Task prompt >>
Pick out the lines below with "code" and list them.

(Items listed in a dataset)

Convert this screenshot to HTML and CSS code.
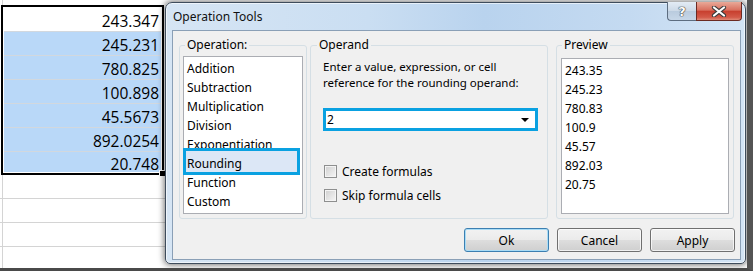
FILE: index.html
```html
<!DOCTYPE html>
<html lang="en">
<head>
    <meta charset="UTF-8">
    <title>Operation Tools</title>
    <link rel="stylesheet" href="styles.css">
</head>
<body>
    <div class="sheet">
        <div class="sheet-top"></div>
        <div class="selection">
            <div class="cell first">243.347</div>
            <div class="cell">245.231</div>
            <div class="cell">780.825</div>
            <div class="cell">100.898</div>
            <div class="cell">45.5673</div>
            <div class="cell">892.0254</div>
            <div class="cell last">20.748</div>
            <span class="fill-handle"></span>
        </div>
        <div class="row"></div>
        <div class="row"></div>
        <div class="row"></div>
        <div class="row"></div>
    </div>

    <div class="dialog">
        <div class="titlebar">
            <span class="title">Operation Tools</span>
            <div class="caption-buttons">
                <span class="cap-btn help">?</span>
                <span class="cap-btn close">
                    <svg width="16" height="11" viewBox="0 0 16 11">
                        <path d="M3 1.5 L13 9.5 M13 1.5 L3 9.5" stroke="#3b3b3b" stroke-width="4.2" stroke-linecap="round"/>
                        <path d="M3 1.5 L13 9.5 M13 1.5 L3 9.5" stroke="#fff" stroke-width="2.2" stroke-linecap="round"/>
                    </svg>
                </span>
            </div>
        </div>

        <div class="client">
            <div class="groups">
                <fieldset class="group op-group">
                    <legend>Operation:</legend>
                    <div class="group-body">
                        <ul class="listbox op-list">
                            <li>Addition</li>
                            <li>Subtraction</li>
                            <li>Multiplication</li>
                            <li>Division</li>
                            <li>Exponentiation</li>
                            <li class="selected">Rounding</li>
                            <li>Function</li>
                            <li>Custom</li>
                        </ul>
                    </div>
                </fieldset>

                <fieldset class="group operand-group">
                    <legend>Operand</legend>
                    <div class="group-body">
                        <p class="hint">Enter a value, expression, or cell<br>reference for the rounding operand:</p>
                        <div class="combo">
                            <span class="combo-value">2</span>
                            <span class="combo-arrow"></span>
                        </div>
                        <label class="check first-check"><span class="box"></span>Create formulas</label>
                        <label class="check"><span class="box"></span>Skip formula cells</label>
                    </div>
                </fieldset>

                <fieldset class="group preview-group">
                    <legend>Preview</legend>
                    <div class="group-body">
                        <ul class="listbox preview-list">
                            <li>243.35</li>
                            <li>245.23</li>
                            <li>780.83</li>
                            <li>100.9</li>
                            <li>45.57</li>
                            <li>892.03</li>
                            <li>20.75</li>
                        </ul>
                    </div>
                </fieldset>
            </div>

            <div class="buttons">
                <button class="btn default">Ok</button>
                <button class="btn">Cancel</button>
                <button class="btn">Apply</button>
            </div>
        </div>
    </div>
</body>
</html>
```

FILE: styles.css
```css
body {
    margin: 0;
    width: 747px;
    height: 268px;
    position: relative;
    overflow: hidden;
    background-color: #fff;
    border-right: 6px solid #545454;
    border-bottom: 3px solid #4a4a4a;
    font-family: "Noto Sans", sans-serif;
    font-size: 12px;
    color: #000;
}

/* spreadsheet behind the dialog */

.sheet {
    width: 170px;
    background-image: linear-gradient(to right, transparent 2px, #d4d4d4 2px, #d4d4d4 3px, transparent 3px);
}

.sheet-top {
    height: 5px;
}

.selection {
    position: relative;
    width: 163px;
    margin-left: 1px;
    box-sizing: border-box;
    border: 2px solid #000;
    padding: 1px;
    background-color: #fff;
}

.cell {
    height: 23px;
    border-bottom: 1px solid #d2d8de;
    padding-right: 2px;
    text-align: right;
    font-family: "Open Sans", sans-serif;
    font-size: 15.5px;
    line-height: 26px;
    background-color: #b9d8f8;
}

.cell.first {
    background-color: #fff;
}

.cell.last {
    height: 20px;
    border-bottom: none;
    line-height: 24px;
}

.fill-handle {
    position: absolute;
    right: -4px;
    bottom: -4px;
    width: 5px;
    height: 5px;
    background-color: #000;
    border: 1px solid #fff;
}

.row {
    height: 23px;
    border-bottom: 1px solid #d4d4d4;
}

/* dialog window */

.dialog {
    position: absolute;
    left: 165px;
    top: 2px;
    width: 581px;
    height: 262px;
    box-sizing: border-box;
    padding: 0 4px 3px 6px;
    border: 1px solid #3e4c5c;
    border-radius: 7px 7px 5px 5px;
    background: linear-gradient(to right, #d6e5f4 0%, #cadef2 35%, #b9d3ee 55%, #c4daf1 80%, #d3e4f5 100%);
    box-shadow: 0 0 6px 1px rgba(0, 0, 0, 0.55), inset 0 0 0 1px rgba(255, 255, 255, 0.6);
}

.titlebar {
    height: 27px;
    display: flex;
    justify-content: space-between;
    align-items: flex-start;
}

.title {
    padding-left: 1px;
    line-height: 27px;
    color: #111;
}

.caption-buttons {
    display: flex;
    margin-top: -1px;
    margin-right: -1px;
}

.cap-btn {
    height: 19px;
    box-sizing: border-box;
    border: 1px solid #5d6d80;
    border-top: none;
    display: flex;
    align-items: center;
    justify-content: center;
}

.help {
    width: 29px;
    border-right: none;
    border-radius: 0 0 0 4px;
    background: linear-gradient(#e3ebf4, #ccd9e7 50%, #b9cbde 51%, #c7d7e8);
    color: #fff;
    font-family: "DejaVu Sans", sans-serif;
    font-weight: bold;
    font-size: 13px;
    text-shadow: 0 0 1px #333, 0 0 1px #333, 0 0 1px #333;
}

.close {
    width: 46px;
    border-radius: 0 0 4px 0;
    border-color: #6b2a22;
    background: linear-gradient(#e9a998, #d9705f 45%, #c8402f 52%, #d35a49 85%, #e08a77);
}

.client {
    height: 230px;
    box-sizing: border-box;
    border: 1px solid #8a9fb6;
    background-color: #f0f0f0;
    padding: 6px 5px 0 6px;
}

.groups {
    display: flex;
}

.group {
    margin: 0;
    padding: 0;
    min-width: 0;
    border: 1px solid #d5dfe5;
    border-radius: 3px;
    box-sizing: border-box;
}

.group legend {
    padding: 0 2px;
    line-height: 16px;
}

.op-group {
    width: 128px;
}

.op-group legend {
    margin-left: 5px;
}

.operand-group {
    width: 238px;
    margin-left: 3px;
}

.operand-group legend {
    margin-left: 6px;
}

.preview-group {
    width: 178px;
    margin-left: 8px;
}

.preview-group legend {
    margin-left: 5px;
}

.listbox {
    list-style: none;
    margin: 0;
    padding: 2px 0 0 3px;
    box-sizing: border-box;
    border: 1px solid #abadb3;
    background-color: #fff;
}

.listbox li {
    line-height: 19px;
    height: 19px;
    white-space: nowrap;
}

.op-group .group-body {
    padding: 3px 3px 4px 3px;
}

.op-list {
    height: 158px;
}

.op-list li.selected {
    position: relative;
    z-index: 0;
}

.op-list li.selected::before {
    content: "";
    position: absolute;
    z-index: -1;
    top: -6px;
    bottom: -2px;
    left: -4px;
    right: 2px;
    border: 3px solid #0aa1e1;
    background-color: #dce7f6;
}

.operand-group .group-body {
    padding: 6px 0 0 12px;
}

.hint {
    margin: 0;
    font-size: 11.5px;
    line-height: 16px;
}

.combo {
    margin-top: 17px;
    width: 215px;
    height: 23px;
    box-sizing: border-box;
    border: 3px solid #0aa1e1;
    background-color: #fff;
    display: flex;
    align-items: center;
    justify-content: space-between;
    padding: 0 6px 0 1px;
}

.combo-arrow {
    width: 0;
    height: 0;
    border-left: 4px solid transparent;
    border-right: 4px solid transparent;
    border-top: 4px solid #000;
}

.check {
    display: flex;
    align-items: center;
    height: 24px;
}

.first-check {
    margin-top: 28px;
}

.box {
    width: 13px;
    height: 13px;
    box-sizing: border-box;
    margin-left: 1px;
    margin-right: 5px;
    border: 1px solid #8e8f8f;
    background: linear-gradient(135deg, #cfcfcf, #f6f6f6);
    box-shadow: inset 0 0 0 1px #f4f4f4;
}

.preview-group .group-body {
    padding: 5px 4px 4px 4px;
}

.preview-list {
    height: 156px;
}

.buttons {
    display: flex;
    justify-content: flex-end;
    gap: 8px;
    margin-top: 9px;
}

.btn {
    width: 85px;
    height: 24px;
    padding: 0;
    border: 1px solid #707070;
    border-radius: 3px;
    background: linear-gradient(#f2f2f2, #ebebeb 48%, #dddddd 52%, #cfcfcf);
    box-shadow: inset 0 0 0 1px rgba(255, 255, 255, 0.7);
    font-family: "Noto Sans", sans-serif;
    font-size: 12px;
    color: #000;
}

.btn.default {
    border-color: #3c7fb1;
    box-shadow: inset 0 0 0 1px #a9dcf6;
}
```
* * *
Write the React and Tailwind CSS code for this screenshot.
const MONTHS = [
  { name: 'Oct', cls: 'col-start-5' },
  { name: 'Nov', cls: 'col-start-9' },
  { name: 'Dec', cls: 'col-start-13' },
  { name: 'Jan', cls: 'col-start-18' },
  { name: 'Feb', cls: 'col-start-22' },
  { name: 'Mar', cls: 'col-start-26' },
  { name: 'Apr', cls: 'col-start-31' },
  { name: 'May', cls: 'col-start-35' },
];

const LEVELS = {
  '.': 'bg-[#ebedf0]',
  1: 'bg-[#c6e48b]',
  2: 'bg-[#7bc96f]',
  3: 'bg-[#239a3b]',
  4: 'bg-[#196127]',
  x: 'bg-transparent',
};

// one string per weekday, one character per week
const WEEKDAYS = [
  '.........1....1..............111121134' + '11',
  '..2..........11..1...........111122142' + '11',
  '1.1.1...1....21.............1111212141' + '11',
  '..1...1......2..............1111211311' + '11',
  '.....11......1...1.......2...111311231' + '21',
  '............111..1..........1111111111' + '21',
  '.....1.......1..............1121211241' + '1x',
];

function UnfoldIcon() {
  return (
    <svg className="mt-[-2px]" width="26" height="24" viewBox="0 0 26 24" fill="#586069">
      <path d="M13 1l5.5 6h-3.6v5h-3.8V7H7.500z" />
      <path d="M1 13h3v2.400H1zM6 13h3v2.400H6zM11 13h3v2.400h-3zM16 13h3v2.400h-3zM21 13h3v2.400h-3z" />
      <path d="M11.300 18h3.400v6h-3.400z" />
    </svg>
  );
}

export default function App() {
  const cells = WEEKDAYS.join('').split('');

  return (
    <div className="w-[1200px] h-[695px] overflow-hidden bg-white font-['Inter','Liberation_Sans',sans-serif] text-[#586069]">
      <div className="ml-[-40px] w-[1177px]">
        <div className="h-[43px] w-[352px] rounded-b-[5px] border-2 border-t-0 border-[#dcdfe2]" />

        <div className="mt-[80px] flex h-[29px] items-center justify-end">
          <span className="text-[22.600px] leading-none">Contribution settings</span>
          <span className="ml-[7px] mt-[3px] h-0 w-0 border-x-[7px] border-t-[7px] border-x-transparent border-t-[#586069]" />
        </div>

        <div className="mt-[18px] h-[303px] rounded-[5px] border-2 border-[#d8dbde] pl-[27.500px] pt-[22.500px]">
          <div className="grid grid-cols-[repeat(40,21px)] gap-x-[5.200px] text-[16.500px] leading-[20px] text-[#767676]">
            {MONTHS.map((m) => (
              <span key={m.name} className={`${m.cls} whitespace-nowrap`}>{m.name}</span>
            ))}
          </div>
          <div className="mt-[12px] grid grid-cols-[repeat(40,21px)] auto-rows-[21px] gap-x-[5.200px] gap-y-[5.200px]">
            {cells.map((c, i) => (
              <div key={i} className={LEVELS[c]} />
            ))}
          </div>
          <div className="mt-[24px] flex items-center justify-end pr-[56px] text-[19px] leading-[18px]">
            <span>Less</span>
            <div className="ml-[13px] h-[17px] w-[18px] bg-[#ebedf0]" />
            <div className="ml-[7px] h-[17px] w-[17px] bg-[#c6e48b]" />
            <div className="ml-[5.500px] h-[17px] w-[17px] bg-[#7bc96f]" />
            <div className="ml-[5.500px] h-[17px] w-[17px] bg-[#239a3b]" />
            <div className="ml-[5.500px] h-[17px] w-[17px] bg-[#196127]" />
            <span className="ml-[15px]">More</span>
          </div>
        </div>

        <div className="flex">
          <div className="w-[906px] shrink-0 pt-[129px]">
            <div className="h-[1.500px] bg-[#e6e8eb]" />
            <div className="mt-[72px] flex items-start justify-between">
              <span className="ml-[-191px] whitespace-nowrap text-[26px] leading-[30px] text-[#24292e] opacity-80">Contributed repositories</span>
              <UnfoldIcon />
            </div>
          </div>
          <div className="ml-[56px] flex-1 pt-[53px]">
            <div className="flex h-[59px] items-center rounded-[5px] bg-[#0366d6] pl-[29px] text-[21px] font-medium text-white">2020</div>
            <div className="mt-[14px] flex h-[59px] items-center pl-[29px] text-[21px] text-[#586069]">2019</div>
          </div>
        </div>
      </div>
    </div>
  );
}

Answer >>
Convert this screenshot to HTML and CSS code.
Write the React and Tailwind CSS code for this screenshot.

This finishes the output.